Kończący się 2023 rok można zaliczyć do zdecydowanie udanych, jeżeli chodzi o stopę zwrotu złota, która obecnie wynosi niecałe 15%. Kluczowymi czynnikami, które miały wpływ na pobudzenie strony popytowej były napięcia geopolityczne na Bliskim Wschodzie oraz dyskontowanie odejścia Rezerwy Federalnej od restrykcyjnej polityki monetarnej w przyszłym roku. Jest to jednoznaczne z rozpoczęciem cyklu obniżek stóp procentowych, co z kolei powinno osłabiać dolara amerykańskiego oraz zbijać rentowności amerykańskich obligacji skarbowych. Z czysto technicznego punktu widzenia obecna sytuacja stanowi próbę wybicia górą z długoterminowej konsolidacji, która trwa mniej więcej od pierwszej połowy 2020 roku. Aktualnie najbardziej prawdopodobnym scenariuszem jest kontynuacja ruchu w kierunku północnym z pierwszym celem w rejonie 2100 dolarów za uncję.
Złoto - Czy przyszły rok będzie sprzyjać kupującym?
W pierwszym kwartale 2022 roku FED rozpoczął najmocniejszy cykl podwyżek stóp procentowych od dziesięcioleci podnoszą przedział z zerowych poziomów do 5,25-5,50% w lipcu tego roku. Ten scenariusz był już dyskontowany wcześniej w 2021 roku, co było głównym hamulcem dla złota w rozwoju dynamicznej hossy i wejście w okres szerokiego trendu bocznego. Rynkowym bykom nie sprzyjała nawet wojna na Ukrainie, która wywołała jedynie krótkoterminowy impuls wzrostowy, gdyż kluczowym czynnikiem pozostaje niezmiennie polityka głównych banków centralnych na czele z FED.

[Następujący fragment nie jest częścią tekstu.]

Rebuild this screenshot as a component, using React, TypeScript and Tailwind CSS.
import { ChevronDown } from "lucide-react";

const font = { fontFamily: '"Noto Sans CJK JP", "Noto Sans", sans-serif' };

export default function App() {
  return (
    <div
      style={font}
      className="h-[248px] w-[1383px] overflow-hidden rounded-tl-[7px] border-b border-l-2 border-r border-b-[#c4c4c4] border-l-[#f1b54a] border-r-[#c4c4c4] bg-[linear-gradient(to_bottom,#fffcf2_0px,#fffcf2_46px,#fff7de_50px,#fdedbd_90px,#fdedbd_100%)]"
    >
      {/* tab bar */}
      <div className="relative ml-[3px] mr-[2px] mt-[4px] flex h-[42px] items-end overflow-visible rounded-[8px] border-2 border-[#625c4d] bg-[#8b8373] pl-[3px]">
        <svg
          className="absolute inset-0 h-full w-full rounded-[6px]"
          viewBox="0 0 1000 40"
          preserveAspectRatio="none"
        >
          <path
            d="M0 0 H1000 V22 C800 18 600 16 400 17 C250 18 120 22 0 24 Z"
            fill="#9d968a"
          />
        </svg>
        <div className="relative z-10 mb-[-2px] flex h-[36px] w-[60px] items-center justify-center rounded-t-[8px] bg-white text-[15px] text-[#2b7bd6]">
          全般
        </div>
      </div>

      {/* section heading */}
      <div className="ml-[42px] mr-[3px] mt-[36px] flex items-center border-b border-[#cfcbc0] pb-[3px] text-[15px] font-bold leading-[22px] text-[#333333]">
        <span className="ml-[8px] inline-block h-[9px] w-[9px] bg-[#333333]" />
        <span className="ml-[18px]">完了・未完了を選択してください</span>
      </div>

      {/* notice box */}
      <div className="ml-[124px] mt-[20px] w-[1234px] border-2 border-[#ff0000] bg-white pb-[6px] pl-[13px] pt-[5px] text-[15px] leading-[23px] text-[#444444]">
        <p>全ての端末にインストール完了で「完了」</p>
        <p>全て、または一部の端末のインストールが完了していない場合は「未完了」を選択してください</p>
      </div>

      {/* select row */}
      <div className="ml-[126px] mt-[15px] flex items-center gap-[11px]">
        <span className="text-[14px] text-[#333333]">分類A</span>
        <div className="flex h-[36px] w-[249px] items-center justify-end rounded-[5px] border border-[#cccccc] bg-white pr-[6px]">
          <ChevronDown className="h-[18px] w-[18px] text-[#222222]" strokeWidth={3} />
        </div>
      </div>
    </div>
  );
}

Aktualnie środowisko makroekonomiczne oraz utrzymujące się napięcia geopolityczne zdają się tworzyć połączenie sprzyjające swobodnemu rozwinięciu rynku byka. Ostatnie posiedzenie Rezerwy Federalnej potwierdza scenariusz zakończenia cyklu podwyżek i wykonaniu pivotu z 4 obniżkami w przyszłym roku. Sytuacja na Bliskim Wschodzie pozostaje napięta, co zdają się podkreślać słowa Benjamina Netanjahu wykluczające szybkie zakończenie konfliktu. Stabilności w regionie z pewnością nie poprawiają również ataki Huti (jemeńska organizacja zbrojna) na statki handlowe w basenie Morza Czerwonego oraz śmierć Irańskiego generała, który zginął podczas nalotów izraelskiego Lotnictwa w Syrii.

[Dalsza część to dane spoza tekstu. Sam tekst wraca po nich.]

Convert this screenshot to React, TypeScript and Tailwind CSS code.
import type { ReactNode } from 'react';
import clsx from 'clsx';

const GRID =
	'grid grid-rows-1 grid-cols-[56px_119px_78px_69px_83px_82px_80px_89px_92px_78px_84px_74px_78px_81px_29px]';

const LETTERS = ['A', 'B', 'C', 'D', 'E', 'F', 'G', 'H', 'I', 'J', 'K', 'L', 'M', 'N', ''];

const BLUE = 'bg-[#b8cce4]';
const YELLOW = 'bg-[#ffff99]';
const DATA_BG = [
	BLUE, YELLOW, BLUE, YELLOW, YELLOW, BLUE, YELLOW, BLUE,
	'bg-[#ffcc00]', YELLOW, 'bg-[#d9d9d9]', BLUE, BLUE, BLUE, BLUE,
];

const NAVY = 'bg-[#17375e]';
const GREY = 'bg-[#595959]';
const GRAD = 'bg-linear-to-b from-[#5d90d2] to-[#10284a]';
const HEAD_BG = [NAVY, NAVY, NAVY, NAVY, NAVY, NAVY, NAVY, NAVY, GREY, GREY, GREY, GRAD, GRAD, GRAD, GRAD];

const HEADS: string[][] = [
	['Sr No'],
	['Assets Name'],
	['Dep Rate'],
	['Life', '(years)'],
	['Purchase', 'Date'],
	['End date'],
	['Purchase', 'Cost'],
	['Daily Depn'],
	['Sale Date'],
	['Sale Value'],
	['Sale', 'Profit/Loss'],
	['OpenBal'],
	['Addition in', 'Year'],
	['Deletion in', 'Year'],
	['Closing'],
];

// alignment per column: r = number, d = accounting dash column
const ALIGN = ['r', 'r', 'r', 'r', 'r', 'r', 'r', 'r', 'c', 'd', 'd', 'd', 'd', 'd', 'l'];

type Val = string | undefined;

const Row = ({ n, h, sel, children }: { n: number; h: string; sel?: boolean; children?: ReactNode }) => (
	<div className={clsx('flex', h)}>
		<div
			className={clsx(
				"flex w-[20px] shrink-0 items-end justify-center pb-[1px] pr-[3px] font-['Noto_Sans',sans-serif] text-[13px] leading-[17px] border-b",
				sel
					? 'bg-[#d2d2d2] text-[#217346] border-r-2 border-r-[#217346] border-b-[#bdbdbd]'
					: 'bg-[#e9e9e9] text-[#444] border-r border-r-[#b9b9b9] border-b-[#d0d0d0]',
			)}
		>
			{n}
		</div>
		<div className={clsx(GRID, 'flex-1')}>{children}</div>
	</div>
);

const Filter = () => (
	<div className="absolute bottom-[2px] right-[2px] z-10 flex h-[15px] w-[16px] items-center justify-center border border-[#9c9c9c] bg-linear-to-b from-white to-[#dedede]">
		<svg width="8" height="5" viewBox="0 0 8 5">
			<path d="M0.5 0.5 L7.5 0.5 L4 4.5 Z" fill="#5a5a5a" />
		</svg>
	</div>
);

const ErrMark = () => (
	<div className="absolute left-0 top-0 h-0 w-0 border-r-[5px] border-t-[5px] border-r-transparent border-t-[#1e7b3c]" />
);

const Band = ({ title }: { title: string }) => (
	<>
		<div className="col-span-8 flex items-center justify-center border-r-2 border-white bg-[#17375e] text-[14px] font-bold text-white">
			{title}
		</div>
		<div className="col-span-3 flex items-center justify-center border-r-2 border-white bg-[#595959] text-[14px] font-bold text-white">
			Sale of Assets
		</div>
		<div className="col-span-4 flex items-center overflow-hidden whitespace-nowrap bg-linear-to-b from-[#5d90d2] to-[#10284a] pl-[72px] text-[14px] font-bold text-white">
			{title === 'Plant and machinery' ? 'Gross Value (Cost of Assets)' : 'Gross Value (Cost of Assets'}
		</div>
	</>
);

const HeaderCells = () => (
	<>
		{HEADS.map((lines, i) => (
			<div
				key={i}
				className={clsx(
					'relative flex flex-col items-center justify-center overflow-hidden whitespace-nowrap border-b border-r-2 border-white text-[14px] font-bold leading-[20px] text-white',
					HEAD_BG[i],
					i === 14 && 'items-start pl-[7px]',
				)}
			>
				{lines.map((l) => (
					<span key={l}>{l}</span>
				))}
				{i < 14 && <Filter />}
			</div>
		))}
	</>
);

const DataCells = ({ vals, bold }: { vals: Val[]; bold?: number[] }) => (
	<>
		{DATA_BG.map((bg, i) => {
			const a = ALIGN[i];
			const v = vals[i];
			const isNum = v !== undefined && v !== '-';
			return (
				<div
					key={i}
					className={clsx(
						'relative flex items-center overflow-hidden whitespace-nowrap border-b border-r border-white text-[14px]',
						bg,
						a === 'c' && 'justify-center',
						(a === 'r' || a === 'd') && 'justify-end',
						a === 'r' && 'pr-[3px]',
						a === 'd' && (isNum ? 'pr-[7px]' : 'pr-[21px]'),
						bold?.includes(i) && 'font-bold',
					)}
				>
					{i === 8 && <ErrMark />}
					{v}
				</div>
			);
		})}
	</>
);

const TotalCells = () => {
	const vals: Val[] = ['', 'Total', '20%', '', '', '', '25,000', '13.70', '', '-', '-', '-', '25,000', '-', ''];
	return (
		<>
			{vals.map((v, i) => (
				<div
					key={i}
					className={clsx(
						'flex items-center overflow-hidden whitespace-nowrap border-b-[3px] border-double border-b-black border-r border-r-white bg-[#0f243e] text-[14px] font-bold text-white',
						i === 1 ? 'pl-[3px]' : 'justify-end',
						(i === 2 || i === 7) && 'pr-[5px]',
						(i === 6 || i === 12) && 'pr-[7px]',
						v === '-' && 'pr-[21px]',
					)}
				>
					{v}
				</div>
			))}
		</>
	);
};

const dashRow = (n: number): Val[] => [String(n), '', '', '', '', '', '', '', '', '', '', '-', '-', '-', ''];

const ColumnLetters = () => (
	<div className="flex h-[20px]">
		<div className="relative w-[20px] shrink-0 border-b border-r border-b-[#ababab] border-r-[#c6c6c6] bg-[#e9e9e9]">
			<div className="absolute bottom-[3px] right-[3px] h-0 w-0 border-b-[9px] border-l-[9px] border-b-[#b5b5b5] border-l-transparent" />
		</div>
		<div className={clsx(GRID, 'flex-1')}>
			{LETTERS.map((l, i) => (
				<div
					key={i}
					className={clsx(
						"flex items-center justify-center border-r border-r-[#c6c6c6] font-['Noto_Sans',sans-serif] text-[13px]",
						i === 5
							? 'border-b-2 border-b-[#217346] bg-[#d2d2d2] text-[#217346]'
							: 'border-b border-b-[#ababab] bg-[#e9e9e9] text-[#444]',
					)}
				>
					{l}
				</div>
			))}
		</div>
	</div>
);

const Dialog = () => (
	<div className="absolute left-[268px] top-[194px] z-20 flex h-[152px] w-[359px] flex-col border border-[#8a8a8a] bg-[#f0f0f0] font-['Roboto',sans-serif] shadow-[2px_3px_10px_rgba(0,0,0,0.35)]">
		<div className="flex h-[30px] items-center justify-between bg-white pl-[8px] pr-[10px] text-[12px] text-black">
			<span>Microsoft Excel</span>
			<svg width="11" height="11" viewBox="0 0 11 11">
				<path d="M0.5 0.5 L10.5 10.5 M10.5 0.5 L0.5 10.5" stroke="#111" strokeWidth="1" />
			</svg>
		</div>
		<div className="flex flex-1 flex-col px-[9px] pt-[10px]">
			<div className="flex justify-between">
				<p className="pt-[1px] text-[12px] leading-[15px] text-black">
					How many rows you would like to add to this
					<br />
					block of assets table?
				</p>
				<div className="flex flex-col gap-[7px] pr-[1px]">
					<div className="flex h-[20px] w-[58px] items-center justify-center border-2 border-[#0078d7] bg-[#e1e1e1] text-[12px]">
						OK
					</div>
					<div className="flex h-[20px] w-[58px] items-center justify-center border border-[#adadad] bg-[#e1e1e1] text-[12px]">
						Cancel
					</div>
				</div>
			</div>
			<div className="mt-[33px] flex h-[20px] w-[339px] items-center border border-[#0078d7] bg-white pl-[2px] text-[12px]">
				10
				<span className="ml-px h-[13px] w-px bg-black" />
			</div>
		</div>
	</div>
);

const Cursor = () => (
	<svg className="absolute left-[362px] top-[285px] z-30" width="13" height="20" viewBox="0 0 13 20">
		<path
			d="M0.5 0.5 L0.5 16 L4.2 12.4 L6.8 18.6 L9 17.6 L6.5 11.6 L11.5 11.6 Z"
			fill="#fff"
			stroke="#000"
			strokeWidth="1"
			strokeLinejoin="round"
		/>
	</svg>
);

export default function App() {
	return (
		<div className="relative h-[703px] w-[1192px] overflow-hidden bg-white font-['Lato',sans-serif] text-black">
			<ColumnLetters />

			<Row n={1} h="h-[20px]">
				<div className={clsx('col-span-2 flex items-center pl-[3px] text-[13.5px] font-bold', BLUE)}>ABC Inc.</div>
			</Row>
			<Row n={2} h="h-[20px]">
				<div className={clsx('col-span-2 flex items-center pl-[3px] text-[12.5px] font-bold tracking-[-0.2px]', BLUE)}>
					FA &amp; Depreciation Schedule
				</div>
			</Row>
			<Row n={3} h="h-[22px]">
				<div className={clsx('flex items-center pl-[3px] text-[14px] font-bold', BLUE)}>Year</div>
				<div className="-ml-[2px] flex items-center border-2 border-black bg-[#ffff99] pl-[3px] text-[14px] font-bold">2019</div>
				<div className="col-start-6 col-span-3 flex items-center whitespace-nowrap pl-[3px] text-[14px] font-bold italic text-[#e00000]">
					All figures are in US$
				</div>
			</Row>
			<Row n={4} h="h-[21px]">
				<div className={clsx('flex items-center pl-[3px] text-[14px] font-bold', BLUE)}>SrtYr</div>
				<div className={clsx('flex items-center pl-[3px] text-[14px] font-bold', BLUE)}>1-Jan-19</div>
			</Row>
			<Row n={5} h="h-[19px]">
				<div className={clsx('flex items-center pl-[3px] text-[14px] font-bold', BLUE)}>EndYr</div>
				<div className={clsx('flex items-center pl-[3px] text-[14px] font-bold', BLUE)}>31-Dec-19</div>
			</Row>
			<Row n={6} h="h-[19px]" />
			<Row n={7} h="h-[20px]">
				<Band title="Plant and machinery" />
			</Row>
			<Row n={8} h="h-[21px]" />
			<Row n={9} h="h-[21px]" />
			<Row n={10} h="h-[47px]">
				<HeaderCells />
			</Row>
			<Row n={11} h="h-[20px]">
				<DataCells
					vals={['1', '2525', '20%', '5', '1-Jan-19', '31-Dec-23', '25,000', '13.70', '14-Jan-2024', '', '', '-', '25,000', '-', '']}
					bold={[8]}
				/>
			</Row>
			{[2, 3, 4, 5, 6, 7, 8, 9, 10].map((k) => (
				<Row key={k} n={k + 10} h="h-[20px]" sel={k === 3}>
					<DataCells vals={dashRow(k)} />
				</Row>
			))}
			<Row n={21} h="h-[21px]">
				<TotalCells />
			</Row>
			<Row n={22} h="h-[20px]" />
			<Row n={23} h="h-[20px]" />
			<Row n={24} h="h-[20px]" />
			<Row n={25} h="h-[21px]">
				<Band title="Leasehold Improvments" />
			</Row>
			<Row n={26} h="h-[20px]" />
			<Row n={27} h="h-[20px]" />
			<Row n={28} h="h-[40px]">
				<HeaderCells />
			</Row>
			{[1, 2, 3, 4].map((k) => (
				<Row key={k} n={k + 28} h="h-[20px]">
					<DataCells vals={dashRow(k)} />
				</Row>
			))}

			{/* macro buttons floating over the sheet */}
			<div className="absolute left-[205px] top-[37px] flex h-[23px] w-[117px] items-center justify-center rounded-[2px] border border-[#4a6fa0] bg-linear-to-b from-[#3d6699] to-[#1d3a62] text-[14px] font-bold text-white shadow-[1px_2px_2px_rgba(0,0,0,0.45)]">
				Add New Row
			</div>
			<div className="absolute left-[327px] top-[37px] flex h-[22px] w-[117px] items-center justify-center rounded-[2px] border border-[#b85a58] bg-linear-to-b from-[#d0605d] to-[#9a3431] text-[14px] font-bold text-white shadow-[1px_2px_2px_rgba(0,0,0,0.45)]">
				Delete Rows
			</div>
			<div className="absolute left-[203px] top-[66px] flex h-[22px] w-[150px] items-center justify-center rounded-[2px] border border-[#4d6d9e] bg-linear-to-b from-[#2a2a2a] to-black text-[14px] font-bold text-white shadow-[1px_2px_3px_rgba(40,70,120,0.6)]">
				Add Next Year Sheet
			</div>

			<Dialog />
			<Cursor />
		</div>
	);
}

2100 dolarów głównym celem dla kupujących
Ostatni silny wystrzał popytowy ustanowił nowe historyczne maksima w rejonie cenowym 2150 dolarów za uncję, które zostały jednak szybko zanegowane. Kupującym nie brakuje jednak paliwa i wszystko wskazuje na to, że uda się na stale pokonać kluczowy obszar oporu kilkukrotnie testowany na ciągu ostatnich lat zlokalizowany w okolicy okrągłej bariery 2100 dolarów.

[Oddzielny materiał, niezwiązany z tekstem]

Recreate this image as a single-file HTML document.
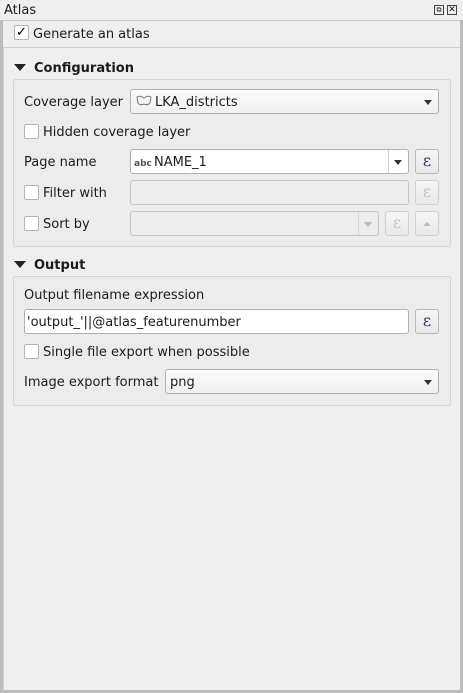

Naturalnym celem dla popytu jest okolica 2150 dolarów oraz kolejna okrągła bariera 2200 dolarów. Ewentualne ruchy korekcyjne powinny być ograniczane przez lokalną linię trendu wzrostowego oraz strefy popytowe w pobliżu 2000 oraz 1950 dolarów za uncję. Nie bez znaczenia będzie również wejście w rok wyborczy, który może obfitować w różnego rodzaju deklaracje mogące wpływać na ekspansję wydatków fiskalnych, czyli potencjalne ryzyko utrzymujące inflację powyżej celu.
Jak zainwestować w złoto?
W nadchodzącym roku inwestorzy chcący ulokować swoje środki właśnie w złoto będą mieli szerokie możliwości, wśród których warto zwrócić uwagę na:
ETF - ETF (Exchange Traded Funds) to fundusz notowany na giełdzie, którego zadaniem jest odzwierciedlenie ceny złota. Dużą zaletą takiego rozwiązania jest fakt, iż fundusz posiada zabezpieczenie w postaci fizycznego złota, co dodatkowo zwiększa jego wiarygodność.
Złoto fizyczne – Najbardziej popularną formą zakupu złota fizycznego są sztabki oraz monety w zależności od zasobności portfela. W tym przypadku należy brać pod uwagę inwestycje bardziej długoterminową z uwagi na prowizję mennicy, która sprawia, że opłacalność inwestycji wymaga co najmniej kilku procent zysku.
Kontrakty CFD – Kontrakt CFD (Contract for Difference) to rodzaj transakcji, która opiera się na różnicy kursowej i w praktyce stanowi formę zakładu o to czy cena danego waloru wzrośnie czy spadnie pomiędzy dwoma stronami. Tego typu forma najczęściej oferowana jest przez brokerów forexowych mających w swojej ofercie również opcje inwestowania w złoto.